# My 'other Audi'



## Gmac (Mar 6, 2013)

Not long joined up, great forum, mega friendly, and looking around I've found this section so this is what I have....










And revealed....


----------



## davelincs (Jan 1, 2010)

Very nice Gmac, like the colour,what year is it?


----------



## Gmac (Mar 6, 2013)

davelincs said:


> Very nice Gmac, like the colour,what year is it?


It's a 2000. Cheers for the compliment!


----------



## Kell (May 28, 2002)

Very nice. Love the B5 RS4.


----------



## Gmac (Mar 6, 2013)

Cheers Kell!


----------



## phope (Mar 26, 2006)

Cairn O' Mount in the 2nd pic?


----------



## Gmac (Mar 6, 2013)

phope said:


> Cairn O' Mount in the 2nd pic?


Spot on phope! Like a good blast up the road! Was over your neck of the woods for a curry not so long ago!


----------



## phope (Mar 26, 2006)

Ah the Alma... Great food


----------



## Gmac (Mar 6, 2013)

phope said:


> Ah the Alma... Great food


 Yep was a good curry! Just realised who you are! You came to the rr day at Wallace with the a6 and the dog! :lol: Are you coming to Crieff in a fortnight??? Good crowd going!


----------



## phope (Mar 26, 2006)

Aye that's me... Should be at Crieff in the TT


----------



## Gmac (Mar 6, 2013)

phope said:


> Aye that's me... Should be at Crieff in the TT


Good good! See you there! Fingers crossed for weather that is half as good as last year 8)


----------



## Kell (May 28, 2002)

Gmac said:


> Cheers Kell!


And Misano Red is clearly the best colour for an Audi.


----------



## neilc (Aug 8, 2011)

Lovely RS4 , a Misano B5 was always one of my favourite RS cars.


----------



## Gmac (Mar 6, 2013)

Kell said:


> Gmac said:
> 
> 
> > Cheers Kell!
> ...


And the fastest! Lol an a6 in Misano is a rare beast! Nice


----------



## Gmac (Mar 6, 2013)

neilc said:


> Lovely RS4 , a Misano B5 was always one of my favourite RS cars.
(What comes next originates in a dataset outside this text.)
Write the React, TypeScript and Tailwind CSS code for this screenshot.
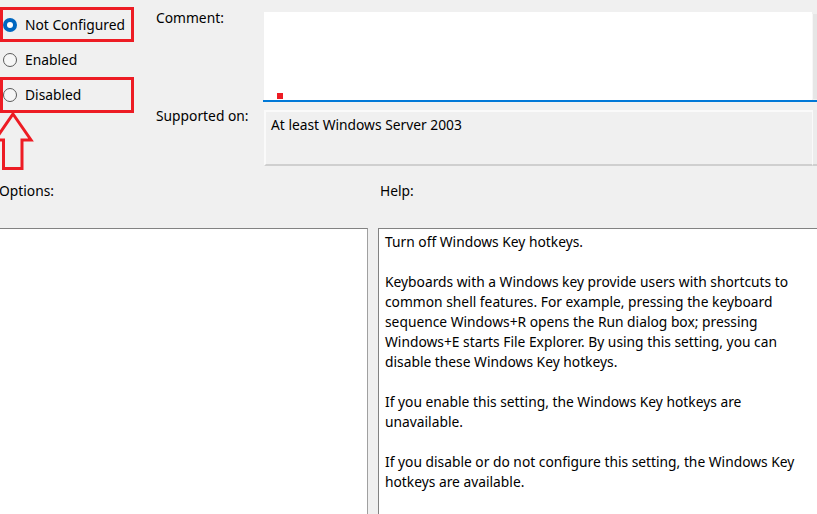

Cheers Neil! Yep the RS is definitely a keeper!


----------



## phope (Mar 26, 2006)

What's the power again? Does the WMI make much improvement?


----------



## Gmac (Mar 6, 2013)

phope said:


> What's the power again? Does the WMI make much improvement?


It made 504ps and 604nm, the wm made no difference on the day, although inconclusive really as I wasn't running it prior to the rr day at all, and I do reckon the car/ecu needs a good few miles to 'learn' the wm. plus I think the Wagner smic's were working well!


----------



## Kell (May 28, 2002)

Gmac said:


> Kell said:
> 
> 
> > Gmac said:
> ...


Yeah, I think the reason we wanted a Red Avant was because of the B5 RS4.

Not quite the same, but I do love it:


----------



## Gmac (Mar 6, 2013)

Looking good Kell! 8)


----------



## Hev (Feb 26, 2005)

Gmac said:


> Yep was a good curry! Just realised who you are! You came to the rr day at Wallace with the a6 and the dog! :lol: Are you coming to Crieff in a fortnight??? Good crowd going!


He put the dog on the rollers???!!!!! I'll have the A6 and the dog but will be along later maybe  ....just makes sure he looks after *MY* TT 

Hev x


----------



## Gmac (Mar 6, 2013)

Hev said:


> Gmac said:
> 
> 
> > Yep was a good curry! Just realised who you are! You came to the rr day at Wallace with the a6 and the dog! :lol: Are you coming to Crieff in a fortnight??? Good crowd going!
> ...


I think the dog made more power! Lol :lol: can't beat quattro :lol:


----------



## NaughTTy (Jul 9, 2003)

I would so love a B5 RS4. Used to love driving APS's beast - no one expects a family estate car to be quite _that_ quick :lol:


----------



## Hev (Feb 26, 2005)

Gmac said:


> Hev said:
> 
> 
> > Gmac said:
> ...


Well she has shed a bit of weight so I reckon she is good for a few extra BPP (brake paw power)! :lol:

Hev x


----------



## simonc1979 (Feb 23, 2013)

love this car... especially when they're kept so well


----------



## Gmac (Mar 6, 2013)

simonc1979 said:


> love this car... especially when they're kept so well


Cheers for the comment


----------



## Gmac (Mar 6, 2013)

Well after bagging a set of pole positions off Justin on here who was breaking a mk1 i have managed to get the genuine recaro subframes for a b5, rare as rocking horse poo!, and now have the seats in the car!!! Just delighted with them, the best seats out there, so much nicer to sit in than my oem ones.. even the wife likes them!! :lol:

pics or it never happened....


----------



## phope (Mar 26, 2006)

8)


----------



## A8VCG (May 9, 2011)

Very nice Guy - perfect fit


----------